The sight of cloudy or milky water coming from a faucet can be unsettling, but this common phenomenon is almost always a harmless display of basic physics. Often described as “white water,” the appearance is not caused by chemicals or contamination, but rather by millions of tiny air bubbles suspended in the liquid. The milky appearance is transient, typically clearing from the bottom of a glass upward within a minute or two as the trapped air escapes into the atmosphere. Understanding how air interacts with water under different conditions can explain why this occurs in residential plumbing systems.

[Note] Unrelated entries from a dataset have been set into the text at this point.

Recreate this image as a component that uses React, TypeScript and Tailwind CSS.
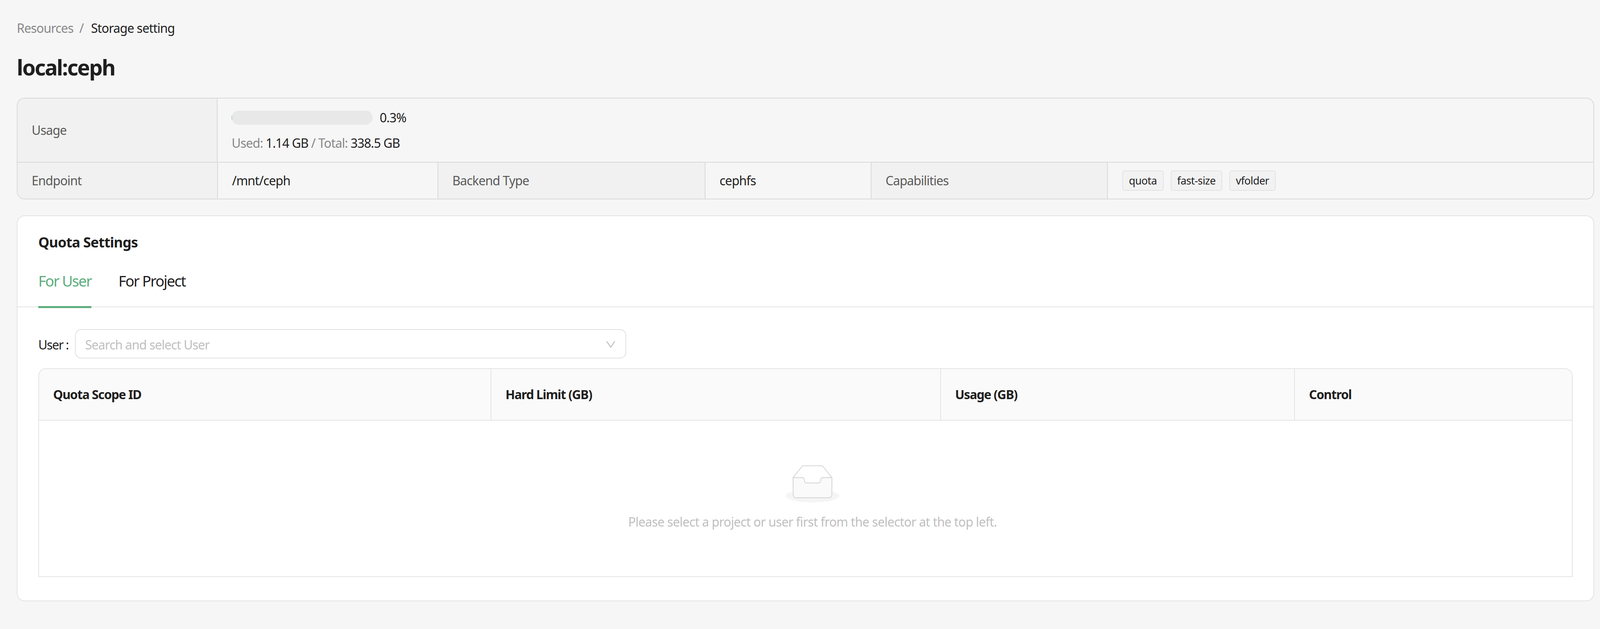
// window here is 4096 wide, not 4456: columns are fr-based so the page fills whatever it gets
const labelCell = "flex items-center bg-[#f1f1f1] pl-[36px] text-[#5a5a5a]";
const headCell = "flex items-center border-r-2 border-[#e4e4e4] pl-[36px]";

function Tag({ children }: { children: string }) {
  return (
    <span className="flex h-[52px] items-center rounded-[6px] border-2 border-[#e3e3e6] bg-[#f2f2f2] px-[15px] text-[27px] tracking-[-0.6px] text-[#1f1f1f]">
      {children}
    </span>
  );
}

function EmptyIcon() {
  return (
    <svg width="138" height="96" viewBox="0 0 64 41" preserveAspectRatio="none" xmlns="http://www.w3.org/2000/svg">
      <g transform="translate(0 1)" fill="none" fillRule="evenodd">
        <ellipse fill="#f5f5f5" cx="32" cy="33" rx="32" ry="7" />
        <g fillRule="nonzero" stroke="#d9d9d9">
          <path d="M55 12.76L44.854 1.258C44.367.474 43.656 0 42.907 0H21.093c-.749 0-1.46.474-1.947 1.257L9 12.761V22h46v-9.24z" />
          <path
            d="M41.613 15.931c0-1.605.994-2.93 2.227-2.931H55v18.137C55 33.26 53.68 35 52.05 35h-40.1C10.32 35 9 33.259 9 31.137V13h11.16c1.233 0 2.227 1.323 2.227 2.928v.022c0 1.605 1.005 2.901 2.237 2.901h14.752c1.232 0 2.237-1.308 2.237-2.913v-.007z"
            fill="#fafafa"
          />
        </g>
      </g>
    </svg>
  );
}

export default function App() {
  return (
    <div className="min-h-[1609px] bg-[#f6f6f6] pl-[43px] pr-[15px] pt-[40px] font-['Noto_Sans',sans-serif] text-[32px] tracking-[-1px] text-[#1f1f1f]">
      {/* breadcrumb */}
      <div className="flex h-[64px] items-center">
        <span className="w-[143px] text-[#888888]">Resources</span>
        <span className="w-[47px] pl-[17px] text-[#888888]">/</span>
        <span>Storage setting</span>
      </div>
      <h1 className="mt-[28px] flex h-[80px] items-center text-[55px] font-bold tracking-[-2.5px]">local:ceph</h1>

      {/* storage info */}
      <div className="mt-[38px] rounded-[20px] border-2 border-[#d9d9d9]">
        <div className="grid h-[164px] grid-cols-[512fr_3522fr] border-b-2 border-[#d9d9d9]">
          <div className={`${labelCell} rounded-tl-[18px] border-r-2 border-[#d9d9d9]`}>Usage</div>
          <div className="flex flex-col pl-[36px]">
            <div className="mt-[31px] flex h-[36px] items-center">
              <div className="h-[36px] w-[361px] overflow-hidden rounded-full bg-[#e8e8e8]">
                <div className="h-full w-[1px] bg-[#5dae77]" />
              </div>
              <span className="ml-[18px]">0.3%</span>
            </div>
            <div className="mt-[24px] flex h-[46px] items-center">
              <span className="text-[#888888]">Used:&nbsp;</span>
              <span>1.14 GB</span>
              <span className="text-[#888888]">&nbsp;/ Total:&nbsp;</span>
              <span>338.5 GB</span>
            </div>
          </div>
        </div>
        <div className="grid h-[92px] grid-cols-[513fr_564fr_684fr_425fr_605fr_1243fr]">
          <div className={`${labelCell} rounded-bl-[18px] border-r-2 border-[#d9d9d9]`}>Endpoint</div>
          <div className="flex items-center border-r-2 border-[#d9d9d9] pl-[36px]">/mnt/ceph</div>
          <div className={`${labelCell} border-r-2 border-[#d9d9d9]`}>Backend Type</div>
          <div className="flex items-center border-r-2 border-[#d9d9d9] pl-[36px]">cephfs</div>
          <div className={`${labelCell} border-r-2 border-[#d9d9d9]`}>Capabilities</div>
          <div className="flex items-center gap-[18px] pl-[37px]">
            <Tag>quota</Tag>
            <Tag>fast-size</Tag>
            <Tag>vfolder</Tag>
          </div>
        </div>
      </div>

      {/* quota settings card */}
      <div className="mt-[41px] h-[987px] rounded-[20px] border-2 border-[#e4e4e4] bg-white">
        <div className="ml-[53px] mt-[39px] flex h-[56px] items-center text-[36px] font-bold tracking-[-1px]">Quota Settings</div>
        <div className="mt-[26px] flex h-[112px] gap-[69px] border-b-2 border-[#e4e4e4] pl-[53px] text-[38px] tracking-[-1.9px]">
          <div className="-mb-[2px] flex h-[114px] items-start border-b-[5px] border-[#5cad7c] pt-[16px] text-[#5cad7c]">
            For User
          </div>
          <div className="flex items-start pt-[16px]">For Project</div>
        </div>

        <div className="ml-[53px] mt-[56px] flex h-[75px] items-center">
          <span className="w-[94px] pt-[4px] tracking-[-1.6px]">User :</span>
          <div className="flex h-[75px] w-[1411px] items-center justify-between rounded-[16px] border-2 border-[#e1e1e6] pl-[24px] pr-[24px] text-[#bfbfbf]">
            <span className="pt-[4px]">Search and select User</span>
            <svg width="27" height="29" viewBox="64 64 896 896" preserveAspectRatio="none" fill="#bfbfbf" className="mt-[4px]">
              <path d="M884 256h-75c-5.1 0-9.9 2.5-12.9 6.6L512 654.2 227.9 262.6c-3-4.1-7.8-6.6-12.9-6.6h-75c-6.5 0-10.3 7.4-6.5 12.7l352.6 486.1c12.8 17.6 39 17.6 51.7 0l352.6-486.1c3.9-5.3.1-12.7-6.4-12.7z" />
            </svg>
          </div>
        </div>

        {/* table */}
        <div className="mx-[53px] mt-[25px] rounded-t-[20px] border-2 border-[#e4e4e4]">
          <div className="grid h-[132px] grid-cols-[1158fr_1151fr_906fr_709fr] rounded-t-[18px] border-b-2 border-[#e4e4e4] bg-[#fafafa] font-bold tracking-[-1.4px]">
            <div className={headCell}>Quota Scope ID</div>
            <div className={headCell}>Hard Limit (GB)</div>
            <div className={headCell}>Usage (GB)</div>
            <div className="flex items-center pl-[36px]">Control</div>
          </div>
          <div className="flex h-[398px] flex-col items-center pl-[36px] pt-[113px] tracking-[-0.8px] text-[#bfbfbf]">
            <EmptyIcon />
            <p className="mt-[27px] leading-[46px]">Please select a project or user first from the selector at the top left.</p>
          </div>
        </div>
      </div>
    </div>
  );
}
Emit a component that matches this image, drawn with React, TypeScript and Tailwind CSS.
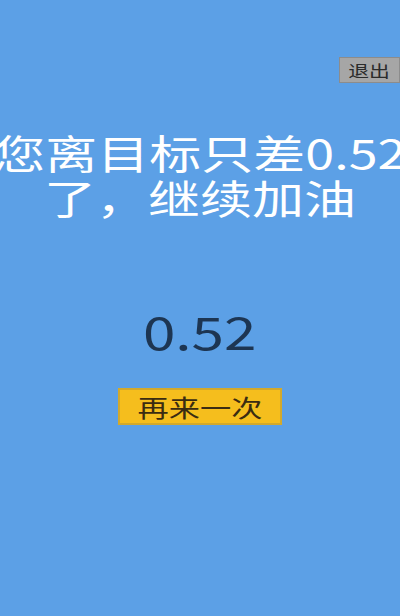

Air Saturation and Pressure Changes
The most frequent cause of milky water is the simple presence of dissolved air within the water supply. All water naturally contains dissolved gases, including nitrogen and oxygen, which are held in solution, much like carbon dioxide in a sealed bottle of soda. Cold water has the capacity to hold more dissolved gas than warm water because the molecules move more slowly, allowing the gas molecules to remain trapped within the liquid structure.
Water traveling through municipal pipes is kept under significant pressure, which forces more air to dissolve into the water supply. When this pressurized water is released from the faucet, the sudden drop in pressure causes the dissolved air to rapidly come out of the solution, a process called aeration. This creates a cloud of micro-bubbles that makes the water appear white or cloudy until they dissipate.
Observing the water in a clear glass provides a simple way to confirm aeration is the cause; if the cloudiness clears completely from the bottom up within a few minutes, the issue is dissolved air escaping the liquid. This phenomenon is particularly noticeable in cold water lines, especially during colder months when the incoming water temperature is lower, increasing the water’s capacity to hold dissolved air.
Temperature Effects on Water and Air Release
Temperature plays a distinct and powerful role in gas solubility, especially concerning hot water systems. As the temperature of water increases, the kinetic energy of the water molecules also increases, which makes it harder for gas molecules to stay dissolved. This means that warm water holds significantly less dissolved air than cold water.
When water is heated inside a water heater, the solubility of any existing dissolved air decreases sharply, forcing the gas out of solution. The tiny air bubbles that form remain trapped until the hot water is drawn through the faucet, resulting in milky water from the hot water tap. If the water heater is set to a very high temperature, the bubbles seen may also include a small amount of water vapor, though the majority are still air.
Signs That Bubbles Signal a Plumbing Issue
While most bubbly water is harmless, persistent bubbles or sputtering that does not clear are indicators of a mechanical problem in the plumbing system. The most common issue is air being physically drawn into the lines, which can occur with well water systems if the pump is faulty or the water level in the well is too low. A damaged or leaking check valve can also allow outside air to be pulled into the system.
For both municipal and well systems, air can become trapped in the pipes following maintenance or repairs, leading to sputtering faucets and noisy pipes. If the bubbles are accompanied by an oily sheen, a strange odor, or discoloration that does not settle, the cause is not simple aeration. These more concerning signs may indicate a chemical reaction, sediment contamination, or an issue with the water heater’s internal components, such as a deteriorating anode rod.
Bubbling or gurgling sounds coming from drains or toilets when water is running elsewhere often signal a clog or a venting issue in the sewer line. A partial obstruction can trap air in the waste pipes, causing it to bubble back up through the drains. If the water remains cloudy after sitting for a full five minutes, or if the bubbles are dense and foamy, contacting a professional plumber or the local water authority for testing is the appropriate next step.